Und so stakst sie in ihrer Rolle als spätes Mädchen mit unerfüllten Liebessehnsüchten durchs Programm. Sie trägt ein braves Kostüm (»am liebsten in Eierschale«), rustikale Halbschuhe und verwegene Hüte, und da ihr Alltag als Sekretärin in einer Schraubengroßhandlung recht ereignislos verläuft, mischt sie sich ein in das Leben von Freundin Hannelore, Schwester Gertrud und Schwager Werner.
Plaudernd kommt sie dabei von Hölsken auf Stöcksken und betont manches Ereignis stimmgewaltig musikalisch. Zumeist parodiert Marlene Jaschke Schlager, sie bedient sich aber auch respektlos der Opern- und Operettenliteratur, und wenn sie zu »Rock around the Clock« die Beine schmeißt, dann bricht im Publikum der Jubel los. Ohne Zweifel: Ihre Arie aus »Carmen« und das Medley aus Flower-Power-Superhits waren die besten Nummern des Abends.
Auch mancher Sketch bot kurzweilige Unterhaltung. Wenn Marlene zum Beispiel als Letzte ihren mittig gelegenen Platz in der Opernloge erklettert oder den Pianisten zwecks Demonstration einer Gymnastikübung auf den Boden bittet (»ich habe ja keine Turnhose drunter«). Bei ihrem Begleiter an den Tasten handelt es sich nach wie vor um Herrn Griebenstroh von der Trinitatis-Gemeinde, der diesmal ganz verwegen rote Socken zum schwarzen Anzug trug.

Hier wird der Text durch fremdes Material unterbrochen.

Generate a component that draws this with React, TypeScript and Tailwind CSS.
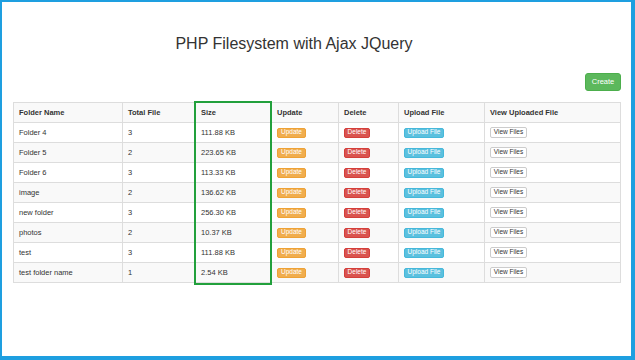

Dass Marlene Jaschke so beliebt ist, hat sicher auch damit zu tun, dass sie den direkten Kontakt zum Publikum sucht. So marschierte sie auch in Delbrück durch die Reihen, um 1050 Gäste persönlich zu begrüßen, einige durften auch mitwirken. Und so waren alle zufrieden, auch wenn Wellensittich Waltraud nicht mehr dabei sein kann: Sie ruht jetzt im Balkonkasten, und ihre verbliebenen Singeperlen verhelfen Marlene zu manchem furiosen Gesangsauftritt von Primadonnen-Qualität.